Sorry, I think you misunderstood. This is installing both types of card in the same computer: one for desktop/Wayland (AMD), and the other for ML/CUDA (Nvidia).
Couldn't you use the Nvidia card for CUDA and just have an AMD card for the display. It's a little dumb having two graphics cards, you need a spare PCI slot and graphics cards are expensive (but you could just get a cheap old and used card, if it's just for your desktop environment).
I'm asking because it seems like no one relying on Nvidia card for number crushing and who want Wayland seem to have opted to just get a second card.
I think that, for my use case, it would be a good combo to put both an Nvidia card and an AMD card in the same Linux machine, using the AMD one on Linux and spinning up VM guests using the Nvidia card for Windows gaming or for ML work. This way I can use Wayland (especially the Sway window manager) for my development workflow while being able to use CUDA and stuff.
I've set up a dual-GPU system in the past using two nvidia GPUs and whilst I found the trek towards PCI passthrough to other virtual machines rewarding when it finally worked, I also found the arrangement to be inconvenient.
What you've achieved here, seems the ideal. Well done :)
I will either patiently wait for an Arch Linux version of the install, or I'll eventually end up impatient and see if I can rustle up something - an install script is an install script, it should be just a matter (famous last words) of altering the install script/procedures to suit.

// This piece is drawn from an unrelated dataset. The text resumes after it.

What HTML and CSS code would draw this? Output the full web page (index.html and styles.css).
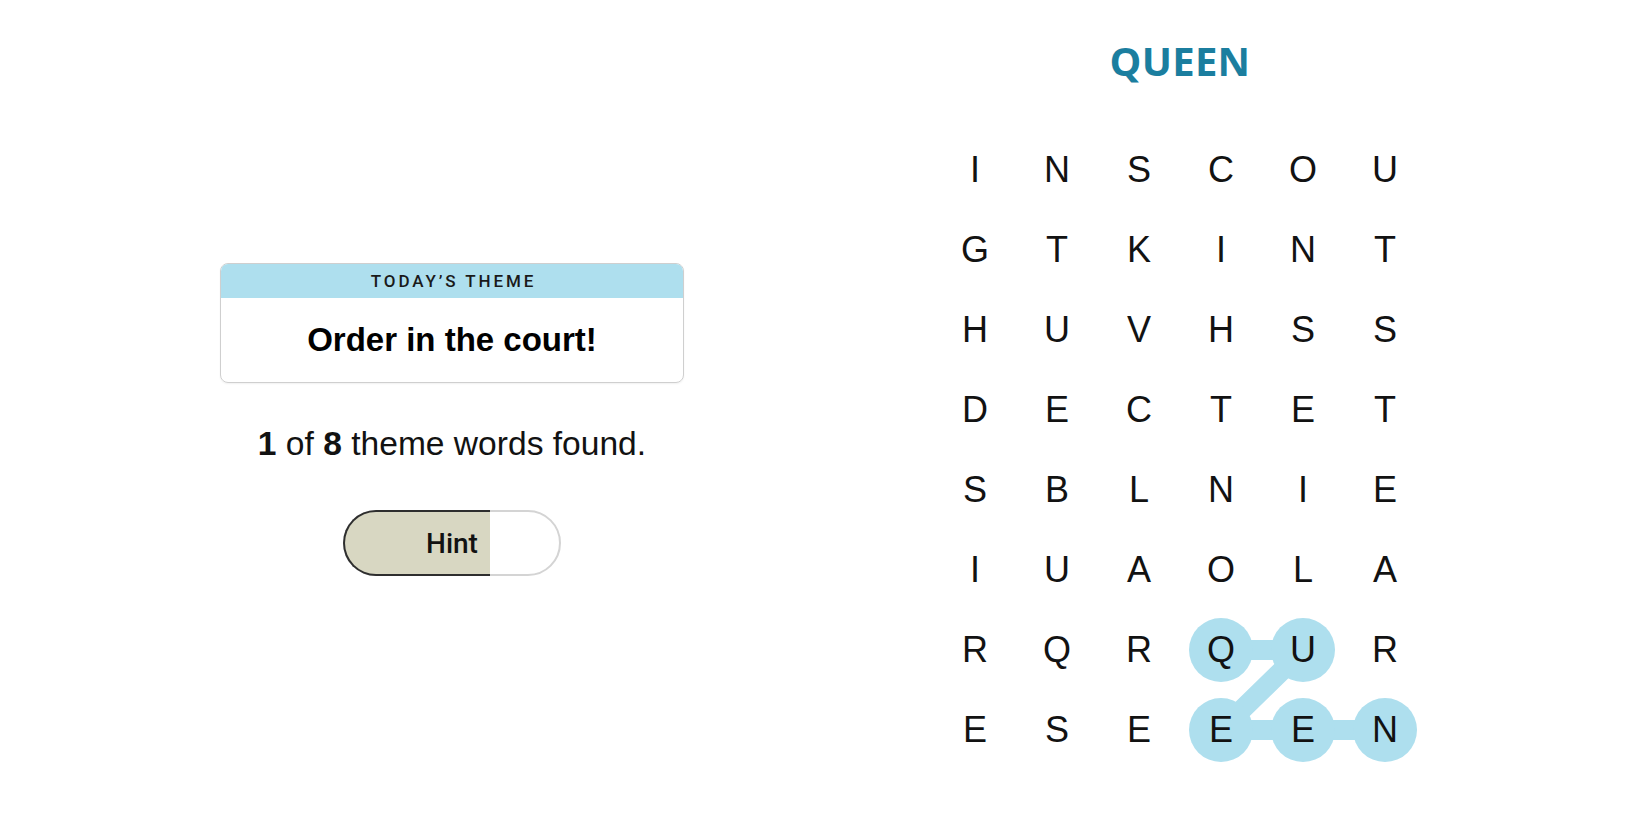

Well, not exactly. AMD calls this Dual Graphics and it only works with certain graphics cards. In the case of Kaveri this is like 2 entry level R7 series cards that use DDR3 memory instead of the traditional GDDR5 for more powerful graphics cards.

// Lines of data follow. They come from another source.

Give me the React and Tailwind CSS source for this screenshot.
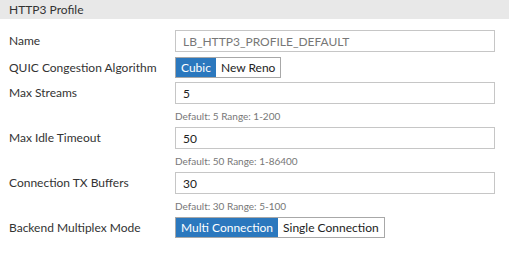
import React, { useState } from 'react';

const font = { fontFamily: 'Lato, "Open Sans", sans-serif' };

const Segmented = ({ options, value, onChange }) => (
  <div className="flex h-[21px] border border-[#a8a8a8] w-fit">
    {options.map((opt) => (
      <button
        key={opt}
        onClick={() => onChange(opt)}
        className={`px-[5px] text-[12px] leading-[19px] ${
          value === opt ? 'bg-[#2b78be] text-white' : 'bg-white text-[#222]'
        }`}
      >
        {opt}
      </button>
    ))}
  </div>
);

const Label = ({ children, h = 'h-[22px]' }) => (
  <div className={`w-[175px] shrink-0 pl-[9px] ${h} flex items-center text-[12px] text-[#333]`}>{children}</div>
);

const Field = ({ label, children, hint }) => (
  <div className="flex">
    <Label>{label}</Label>
    <div className="flex-1">
      {children}
      {hint && <div className="h-[23px] pt-[6px] text-[10px] leading-[12px] text-[#777]">{hint}</div>}
    </div>
  </div>
);

const TextInput = ({ value, disabled }) => (
  <input
    readOnly
    value={value}
    className={`block w-[320px] h-[22px] border border-[#c6c6c6] px-[7px] text-[12px] outline-none ${
      disabled ? 'text-[#777]' : 'text-[#222]'
    }`}
    style={font}
  />
);

export default function App() {
  const [algo, setAlgo] = useState('Cubic');
  const [mux, setMux] = useState('Multi Connection');

  return (
    <div className="w-[509px] h-[253px] bg-white" style={font}>
      <div className="h-[19px] bg-[#e8e8e8] pl-[9px] text-[12px] leading-[19px] text-[#333]">HTTP3 Profile</div>
      <div className="pt-[11px] flex flex-col">
        <Field label="Name">
          <TextInput value="LB_HTTP3_PROFILE_DEFAULT" disabled />
        </Field>
        <div className="mt-[5px] flex">
          <Label h="h-[21px]">QUIC Congestion Algorithm</Label>
          <Segmented options={['Cubic', 'New Reno']} value={algo} onChange={setAlgo} />
        </div>
        <div className="mt-[4px]">
          <Field label="Max Streams" hint="Default: 5 Range: 1-200">
            <TextInput value="5" />
          </Field>
        </div>
        <Field label="Max Idle Timeout" hint="Default: 50 Range: 1-86400">
          <TextInput value="50" />
        </Field>
        <Field label="Connection TX Buffers" hint="Default: 30 Range: 5-100">
          <TextInput value="30" />
        </Field>
        <div className="flex">
          <Label h="h-[21px]">Backend Multiplex Mode</Label>
          <Segmented options={['Multi Connection', 'Single Connection']} value={mux} onChange={setMux} />
        </div>
      </div>
    </div>
  );
}
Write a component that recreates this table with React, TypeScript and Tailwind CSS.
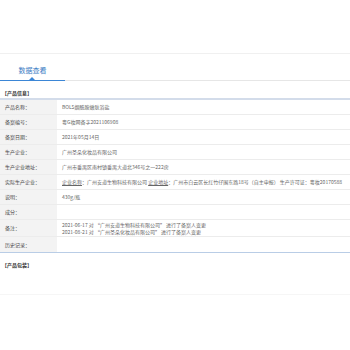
const rows: { label: string; value: React.ReactNode; tall?: boolean }[] = [
  { label: "产品名称：", value: "BOLS烟酰胺嫩肤浴盐" },
  { label: "备案编号：", value: "粤G妆网备字2021106908" },
  { label: "备案日期：", value: "2021年05月14日" },
  { label: "生产企业：", value: "广州圣朵化妆品有限公司" },
  { label: "生产企业地址：", value: "广州市番禺区南村镇番禺大道北346号之一222房" },
  {
    label: "实际生产企业：",
    value: (
      <span className="whitespace-nowrap">
        <span className="underline">企业名称</span>：广州安道生物科技有限公司{" "}
        <span className="underline">企业地址</span>：广州市白云区长红竹仔围东路18号（自主申报） 生产许可证：粤妆20170588
      </span>
    ),
  },
  { label: "说明：", value: "430g/瓶" },
  { label: "成分：", value: "" },
  {
    label: "备注：",
    tall: true,
    value: (
      <div className="leading-[7px]">
        <div>2021-06-17 对 “广州安道生物科技有限公司” 进行了备案人变更</div>
        <div>2021-08-21 对 “广州圣朵化妆品有限公司” 进行了备案人变更</div>
      </div>
    ),
  },
  { label: "历史记录：", value: "" },
]

export default function App() {
  return (
    <div
      className="w-[350px] h-[350px] bg-white overflow-hidden text-[#555]"
      style={{ fontFamily: '"Noto Sans CJK SC", "Liberation Sans", sans-serif' }}
    >
      <div className="h-[53px]" />
      <div className="border-t border-[#f0f0f0] h-[28px] border-b border-b-[#e6e6e6] relative">
        <div className="w-[65px] h-full flex items-end justify-center pb-[5px] text-[7px] text-[#3b7dc4] border-b border-[#3b86d6] relative top-px">
          数据查看
          <span className="absolute bottom-0 left-[29px] w-0 h-0 border-l-[3px] border-r-[3px] border-b-[3px] border-l-transparent border-r-transparent border-b-[#3b86d6]" />
        </div>
      </div>
      <div className="px-[2px] pt-[9px] text-[5px] font-bold text-[#333] leading-[6px]">【产品信息】</div>
      <div className="mt-[2px] border-t-2 border-[#d3dcea] border-b border-b-[#b9cde6]">
        {rows.map((r) => (
          <div
            key={r.label}
            className={`flex border-b border-[#ececec] last:border-b-0 text-[5px] ${r.tall ? "h-[17px]" : "h-[15px]"}`}
          >
            <div className="w-[57px] shrink-0 bg-[#f3f3f3] flex items-center pl-[5px] text-[#444]">
              {r.label}
            </div>
            <div className="flex-1 flex items-center pl-[5px] text-[#666] overflow-hidden">{r.value}</div>
          </div>
        ))}
      </div>
      <div className="px-[2px] pt-[9px] text-[5px] font-bold text-[#333] leading-[6px]">【产品包装】</div>
      <div className="mt-[26px] border-t border-[#f6f6f6]" />
    </div>
  )
}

This makes it almost pointless in my opinion as you can get a discrete card that is more powerful on its own then the combination for not much more money.

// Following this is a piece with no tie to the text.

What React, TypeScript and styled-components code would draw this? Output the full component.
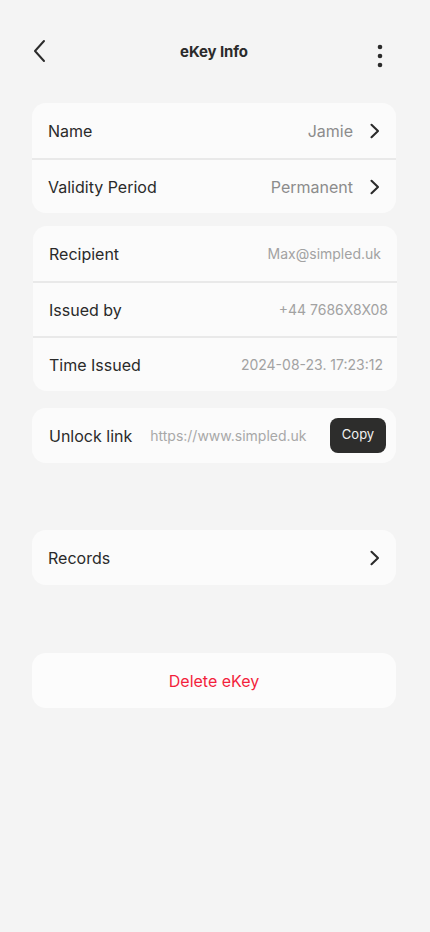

I only have one card. I swapped the Titan V with my 1x1080 in my old, cheap motherboard and it just worked. I had to hook up the water cooling, but I did that because it came with a block, not because I optimized the thermal design. To verify motherboard compatibility, I looked up in the nvidia specs how many PCIe lanes and at what speed I should expect and confirmed in HWinfo that they were active in that configuration -- much like I'd look at a network interface to make sure my 10/5/2.5GbE hadn't turned into 1GbE on account of gremlins in the wires.
I'm not using this for machine learning, so you might want to talk to someone who is before pulling the trigger. In particular, my need for fp64 made the choice of Titan V completely trivial, whereas in ML you might have to engage brain cells to pick a card or make a wait/buy determination.